Problem: 98 ÷ 7. The quotient is 14 and the remainder is 0.
Problem: 125 ÷ 4. The quotient is 31 and the remainder is 1.

Step-by-Step Guide to Using the Long Division Calculator

Enter the dividend (the number you want to divide).
Enter the divisor (the number you are dividing by).
Click 'Calculate' to see the full, step-by-step solution.

The calculator shows the long division process as it would be written on paper.

The 4-Step Cycle:

This cycle repeats until all digits of the dividend have been used. The final result of the subtraction is the remainder.

Calculation Process Example

To solve 165 ÷ 5:
1. Divide 16 by 5 to get 3. Multiply 3*5=15. Subtract 16-15=1. Bring down the 5 to make 15.
2. Divide 15 by 5 to get 3. Multiply 3*5=15. Subtract 15-15=0.
The quotient is 33, remainder is 0.

Real-World Applications of Long Division

Sharing: Distributing items equally among a group.
Planning: Calculating how many of a smaller item fit into a larger one.
Converting units: For example, converting minutes to hours and minutes.

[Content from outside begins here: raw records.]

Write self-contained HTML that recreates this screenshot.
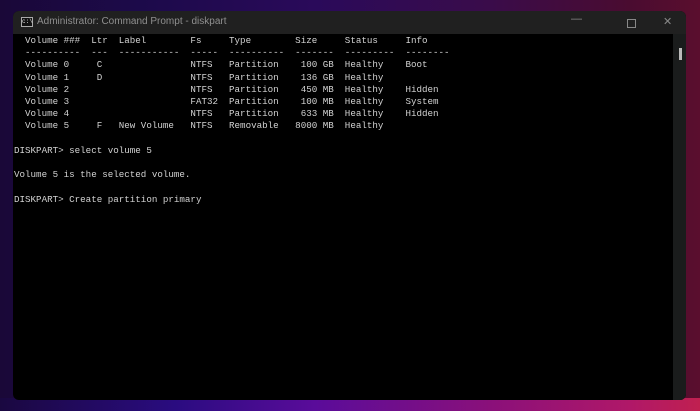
<!DOCTYPE html>
<html><head><meta charset="utf-8"><style>
html,body{margin:0;padding:0}
body{width:700px;height:411px;position:relative;overflow:hidden;
background:linear-gradient(90deg,#1a0838 0%,#1c0a4a 20%,#2a0a5a 45%,#3a0c4a 70%,#4a0c30 90%,#5a0e2e 100%);}
.bottom{position:absolute;left:0;top:398px;width:700px;height:13px;
background:linear-gradient(90deg,#1a0840 0%,#2a0c80 25%,#5a0c9a 45%,#8a107a 70%,#b01868 90%,#c02050 100%);}
.win{position:absolute;left:13px;top:11px;width:673px;height:389px;background:#000;border-radius:6px;overflow:hidden;}
.title{position:absolute;left:0;top:0;width:673px;height:23px;background:#202020;}
.title .t{position:absolute;left:24px;top:5px;font:10px "Liberation Sans",sans-serif;color:#8f8f8f;}
.ico{position:absolute;left:8px;top:6px;width:10px;height:8px;border:1px solid #aaa;background:#111;font:6px "Liberation Mono",monospace;color:#ddd;line-height:8px}
.btn{position:absolute;top:4px;color:#888;font:11px "Liberation Sans",sans-serif}
.sb{position:absolute;left:660px;top:23px;width:13px;height:366px;background:#1a1c1c}
.thumb{position:absolute;left:666px;top:48px;width:3px;height:12px;background:#bbb}
pre{position:absolute;left:1px;top:24px;margin:0;font:9.2px/12.2px "Liberation Mono",monospace;color:#d2d2d2;}
</style></head><body>
<div class="bottom"></div>
<div class="win">
<div class="title"><div class="ico">c:\</div><div class="t">Administrator: Command Prompt - diskpart</div>
<div class="btn" style="left:558px;top:2px">—</div>
<div class="btn" style="left:614px;width:7px;height:7px;border:1px solid #888;top:8px"></div>
<div class="btn" style="left:650px">✕</div></div>
<div class="sb"></div><div class="thumb" style="top:37px"></div>
<pre>  Volume ###  Ltr  Label        Fs     Type        Size     Status     Info
  ----------  ---  -----------  -----  ----------  -------  ---------  --------
  Volume 0     C                NTFS   Partition    100 GB  Healthy    Boot
  Volume 1     D                NTFS   Partition    136 GB  Healthy
  Volume 2                      NTFS   Partition    450 MB  Healthy    Hidden
  Volume 3                      FAT32  Partition    100 MB  Healthy    System
  Volume 4                      NTFS   Partition    633 MB  Healthy    Hidden
  Volume 5     F   New Volume   NTFS   Removable   8000 MB  Healthy

DISKPART&gt; select volume 5

Volume 5 is the selected volume.

DISKPART&gt; Create partition primary</pre>
</div>
</body></html>
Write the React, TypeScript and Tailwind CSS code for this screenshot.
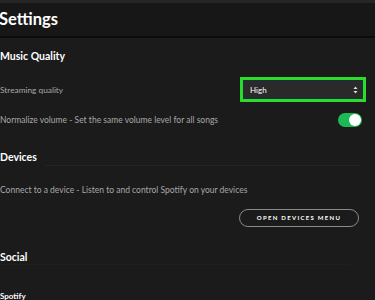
import { useState } from "react";

function Toggle({ on }: { on: boolean }) {
  return (
    <div className={on ? "w-[24px] h-[14px] rounded-full bg-[#1db954] flex items-center justify-end px-[1px]" : "w-[24px] h-[14px] rounded-full bg-[#535353] flex items-center justify-start px-[1px]"}>
      <div className="w-[12px] h-[12px] rounded-full bg-white" />
    </div>
  );
}

function App() {
  const [normalize] = useState(true);

  return (
    <div className="w-[375px] h-[300px] overflow-hidden bg-[#1b1b1b] text-white" style={{ fontFamily: "Lato, 'Noto Sans', sans-serif" }}>
      <div className="h-[3px] bg-[#262626]" />
      <div className="h-[33px] bg-[#171717] flex items-center">
        <h1 className="text-[16.5px] font-bold leading-none -ml-[1px]">Settings</h1>
      </div>
      <div className="h-[2px] bg-[#0b0b0b]" />

      <h2 className="mt-[11px] text-[10.5px] font-bold leading-[14px]">Music Quality</h2>

      <div className="mt-[14px] h-[25px] flex items-center justify-between pr-[9px]">
        <span className="text-[8.3px] text-[#a8a8a8] leading-[12px]">Streaming quality</span>
        <div className="w-[126px] h-[25px] border-[3px] border-[#2bdc2b] bg-[#1a3040] p-[1px]">
          <div className="h-full bg-[#2a2a2a] flex items-center justify-between pl-[6px] pr-[4px]">
            <span className="text-[8px] leading-none">High</span>
            <svg width="5" height="8" viewBox="0 0 5 8" fill="#e0e0e0">
              <path d="M2.5 0.5 L4.5 3 H0.5 Z" />
              <path d="M2.5 7.5 L4.5 5 H0.5 Z" />
            </svg>
          </div>
        </div>
      </div>

      <div className="mt-[11px] h-[14px] flex items-center justify-between pr-[13px]">
        <span className="text-[8.5px] text-[#a8a8a8] leading-[12px]">Normalize volume - Set the same volume level for all songs</span>
        <Toggle on={normalize} />
      </div>

      <h2 className="mt-[23px] text-[10.5px] font-bold leading-[14px]">Devices</h2>
      <div className="mt-[1px] ml-[45px] mr-[15px] h-px bg-[#242424]" />

      <p className="mt-[18px] text-[8.5px] text-[#a8a8a8] leading-[12px]">Connect to a device - Listen to and control Spotify on your devices</p>

      <div className="mt-[13px] flex justify-end pr-[16px]">
        <button className="w-[120px] h-[18px] rounded-full border border-[#8a8a8a] text-[6px] font-bold tracking-[1.3px] leading-none flex items-center justify-center" type="button">
          OPEN DEVICES MENU
        </button>
      </div>

      <h2 className="mt-[23px] text-[10.5px] font-bold leading-[14px]">Social</h2>
      <div className="mr-[25px] h-px bg-[#202020]" />

      <h3 className="mt-[25px] text-[8px] font-bold leading-[12px]">Spotify</h3>
    </div>
  );
}

export default App;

Division is fundamental for any situation that involves splitting things into equal groups or parts.

Equal Distribution:

If you have 120 cookies to share among 8 friends, you use division (120 ÷ 8) to find out that each friend gets 15 cookies. If you had 125 cookies, the result (125 ÷ 8) would be a quotient of 15 and a remainder of 5, meaning each friend gets 15 cookies and there are 5 left over.

Event Planning:

If you need to transport 250 people and each bus holds 48 people, you divide 250 by 48. The result is a quotient of 5 and a remainder of 10. This tells you that you need 5 full buses, and you'll have 10 people left over who will need an additional, smaller vehicle. So, you need 6 vehicles in total.

Practical Scenarios

Converting 200 minutes to hours: 200 ÷ 60 = 3 with a remainder of 20. So, it's 3 hours and 20 minutes.
A baker has 500 eggs. Each cake requires 6 eggs. The baker can make 500 ÷ 6 = 83 cakes, with a remainder of 2 eggs.

Common Misconceptions and Correct Methods

Placement of the quotient digit.
Forgetting to place a zero in the quotient.
Errors in the subtraction step.

Long division requires careful organization to avoid simple mistakes.

Placing Zeros in the Quotient

Misconception: When a number can't be divided, people sometimes just bring down the next digit without marking the quotient. For example, in 428 ÷ 4, after dividing 4 by 4 to get 1, the next step is to divide 2 by 4. Since 4 doesn't go into 2, it's a common mistake to just bring down the 8 and work with 28.

Correct Method: When you bring down a digit and the resulting number is still smaller than the divisor, you must place a 0 in the quotient. In 428 ÷ 4, after subtracting 4 from 4, you bring down the 2. Since 2 is less than 4, you write a 0 in the quotient above the 2. Then you bring down the 8 to make 28, and continue. The answer is 107.

Correction Example

Problem: 5614 ÷ 7. The first step is 56 ÷ 7 = 8. Then bring down 1. 1 is less than 7, so put a 0 in the quotient. Then bring down 4 to make 14. 14 ÷ 7 = 2. Answer: 802.

Mathematical Principles Behind Long Division

Long division is an algorithm based on the Division Algorithm theorem.
It breaks down division into a series of simpler subtractions.
The process essentially finds the largest multiple of the divisor that fits into parts of the dividend.

Long division is a practical application of the Euclidean Division or the Division Algorithm, which states that for any two integers a (dividend) and b (divisor), with b > 0, there exist unique integers q (quotient) and r (remainder) such that a = bq + r and 0 ≤ r < b.

Essentially, long division is a method of repeated subtraction, but in a much more efficient way. Instead of subtracting the divisor one at a time, we subtract large multiples of the divisor (e.g., 100 times the divisor, 10 times the divisor, etc.) based on place value. Each digit in the quotient represents how many times we subtracted the divisor at that specific place value.

Decomposition Example

To solve 125 ÷ 4:
We are finding how many multiples of 4 fit into 125.
First, we see how many multiples of 4*10=40 fit into 120. That's 3. (This gives the '3' in the tens place of the quotient). 125 - (3 * 40) = 5.
Now, how many multiples of 4 fit into the remaining 5? That's 1. (This gives the '1' in the ones place). 5 - (1 * 4) = 1.
Total multiples of 4 we 'subtracted' is 30 + 1 = 31. The final remainder is 1.